Daniel Lezama, La madre pródiga, óleo sobre tela.
La paleta de Daniel Lezama cambió radicalmente en 2012 durante el proceso de su serie Árboles de Tamoanchán. Ya en pinturas como Cargadores (2012) sobresale en la composición un canal iluminado que dota de poderes sobrenaturales a un niño para liberar la luz que se conduce hasta el vientre de una madre. Bordes blancos de iluminación o calma sobrenatural donde se irrumpe un color discordante. Más adelante historias subexpuestas o desvanecidas y lienzos de colores dramáticos, casi fluorescentes. De esta manera, Daniel Lezama emplea su habilidad para derribar las nociones ordinarias de proporción espacial en la pintura. Esto le permite presentar escenarios dispares, acumulativos y simultáneos, algo que solo se puede lograr pictóricamente. En esta etapa la paleta de colores como las expresiones faciales serenas e imperturbables de algunos de los personajes de Daniel Lezama recuerdan al pintor alemán Neo Rauch y al arte religioso occidental, especialmente a Giotto, el maestro italiano prerrenacentista activo al borde de un movimiento artístico humanista que situaba al hombre en el centro del universo y lo hacía dueño de su propio destino. Desde todos estos ámbitos, Daniel Lezama adopta visiones y perspectivas que no le abandonan, y va precisando su vocabulario pictórico, derivado en parte por la literatura y la poesía. Entre el movimiento y la quietud, la pintura como eternidad de lo instantáneo que transfigura las perspectivas temporales y espaciales en composiciones complejas, tomando el cuerpo de la mujer como punto de partida; tesis pura de evolución en el lienzo, paisaje, horizonte infinito de posibilidades y anunciaciones; desdoblamiento poético que observa el ritmo y la autoridad que la fuerza femenina exige en la ausencia de lo lineal y lo lógico.
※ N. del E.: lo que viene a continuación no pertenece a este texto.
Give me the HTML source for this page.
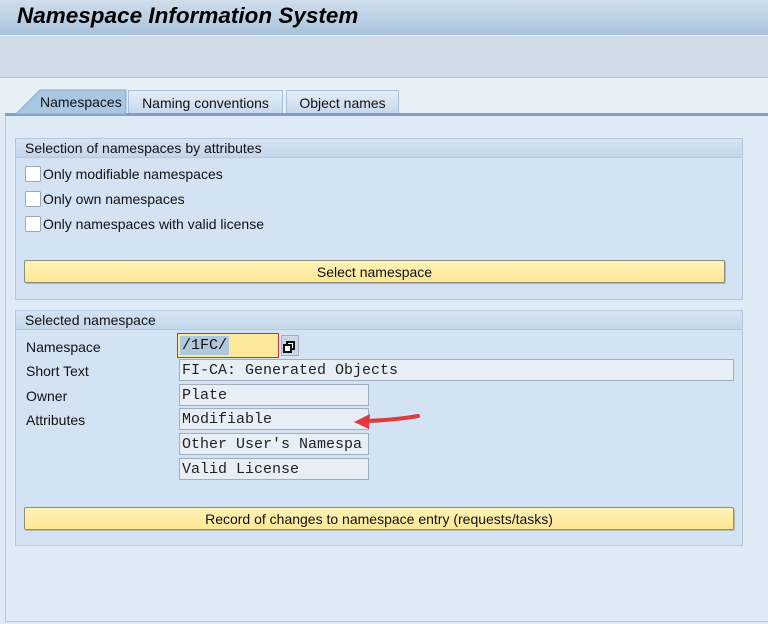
<!DOCTYPE html>
<html><head><meta charset="utf-8"><style>
*{margin:0;padding:0;box-sizing:border-box}
body{width:768px;height:624px;overflow:hidden;background:#dfe9f4;font-family:"Liberation Sans",sans-serif;font-size:14px;color:#111;position:relative}
.a{position:absolute}
#title{left:0;top:0;width:768px;height:36px;background:linear-gradient(#cfdeec,#a9c3db);border-bottom:1px solid #e8eef5}
#title span{position:absolute;left:17px;top:3px;font-size:22.5px;font-weight:bold;font-style:italic;color:#000}
#tool{left:0;top:36px;width:768px;height:42px;background:#d0dde8;border-bottom:1px solid #b9c6d2}
#tabarea{left:0;top:78px;width:768px;height:35px;background:#e8f0f7}
#line{left:5px;top:113px;width:763px;height:3px;background:#7f9fc8}
#panel{left:5px;top:116px;width:770px;height:506px;background:#deeaf5;border-left:1px solid #b8c9dc;border-bottom:1px solid #b8c9dc}
.tab{top:90px;height:23px;background:linear-gradient(#e4edf7,#c7d9ec);border:1px solid #a9bfd7;border-bottom:none;text-align:center;line-height:24px;font-size:14px;color:#111}
.grp{left:15px;width:728px;background:#d4e3f3;border:1px solid #b3c8dd}
.gh{position:absolute;left:0;top:0;right:0;height:19px;background:linear-gradient(#d6e4f3,#c3d6ea);border-bottom:1px solid #b3c8dd;padding-left:9px;line-height:19px}
.cb{width:16px;height:16px;background:#fff;border:1px solid #9aa9b8;border-radius:2px}
.btn{background:linear-gradient(#fff3b8,#fde795);border:1px solid #8f8f80;border-radius:2px;text-align:center;line-height:22px;box-shadow:1px 1px 0 #b8b8a8}
.f{height:22px;background:#e7eef5;border:1px solid #9fafbf;font-family:"Liberation Mono",monospace;font-size:15px;line-height:21px;padding-left:2px;color:#222}
.lbl{left:26px}
</style></head><body>
<div id="title" class="a"><span>Namespace Information System</span></div>
<div id="tool" class="a"></div>
<div id="tabarea" class="a"></div>
<div id="panel" class="a"></div>
<div id="line" class="a"></div>
<svg class="a" style="left:14px;top:89px" width="114" height="26"><path d="M2 25 L26 1 L112 1 L112 25 Z" fill="#a9c6e3" stroke="#8aa9ca"/></svg>
<div class="a" style="left:40px;top:90px;height:23px;line-height:25px">Namespaces</div>
<div class="a tab" style="left:128px;width:155px">Naming conventions</div>
<div class="a tab" style="left:286px;width:113px">Object names</div>

<div class="a grp" style="top:138px;height:162px"><div class="gh">Selection of namespaces by attributes</div></div>
<div class="a cb" style="left:25px;top:166px"></div><div class="a" style="left:43px;top:166px">Only modifiable namespaces</div>
<div class="a cb" style="left:25px;top:191px"></div><div class="a" style="left:43px;top:191px">Only own namespaces</div>
<div class="a cb" style="left:25px;top:216px"></div><div class="a" style="left:43px;top:216px">Only namespaces with valid license</div>
<div class="a btn" style="left:24px;top:260px;width:701px;height:23px">Select namespace</div>

<div class="a grp" style="top:310px;height:236px"><div class="gh">Selected namespace</div></div>
<div class="a lbl" style="top:339px">Namespace</div>
<div class="a lbl" style="top:363px">Short Text</div>
<div class="a lbl" style="top:388px">Owner</div>
<div class="a lbl" style="top:412px">Attributes</div>
<div class="a" style="left:177px;top:333px;width:102px;height:25px;border:1px solid #c8303a;background:#fde99a"></div>
<div class="a" style="left:180px;top:336px;height:19px;background:#b0c8de;font-family:'Liberation Mono',monospace;font-size:15px;line-height:19px;padding:0 2px">/1FC/</div>
<div class="a" style="left:281px;top:335px;width:18px;height:21px;background:#c8d6e5;border:1px solid #aab"></div>
<div class="a" style="left:286px;top:341px;width:9px;height:9px;border:2px solid #111;background:#fff"></div>
<div class="a" style="left:283px;top:344px;width:9px;height:9px;border:2px solid #111;background:#fff"></div>
<div class="a f" style="left:179px;top:359px;width:555px">FI-CA: Generated Objects</div>
<div class="a f" style="left:179px;top:384px;width:190px">Plate</div>
<div class="a f" style="left:179px;top:408px;width:190px">Modifiable</div>
<div class="a f" style="left:179px;top:433px;width:190px;overflow:hidden;white-space:nowrap">Other User's Namespa</div>
<div class="a f" style="left:179px;top:458px;width:190px">Valid License</div>
<svg class="a" style="left:350px;top:408px" width="72" height="22"><path d="M68 8 Q45 12 16 13" stroke="#e03a3a" stroke-width="4" fill="none" stroke-linecap="round"/><path d="M4 14 L20 6 L19 21 Z" fill="#e03a3a"/></svg>
<div class="a btn" style="left:24px;top:507px;width:710px;height:23px">Record of changes to namespace entry (requests/tasks)</div>
</body></html>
Su protagonista: mujer volcán, mujer tronco, mujer árbol, mujer hongo, mujer luz, mujer fuego, mujer madre, mujer niña y en palabras de Daniel Lezama: La Madre Pródiga que nos ha parido a todos, sus pechos pesados y su amplio vientre lo afirman.
Daniel Lezama, Familia (serie Árboles de Tamoanchán), óleo sobre tela.
Daniel Lezama, Los cargadores, óleo sobre tela.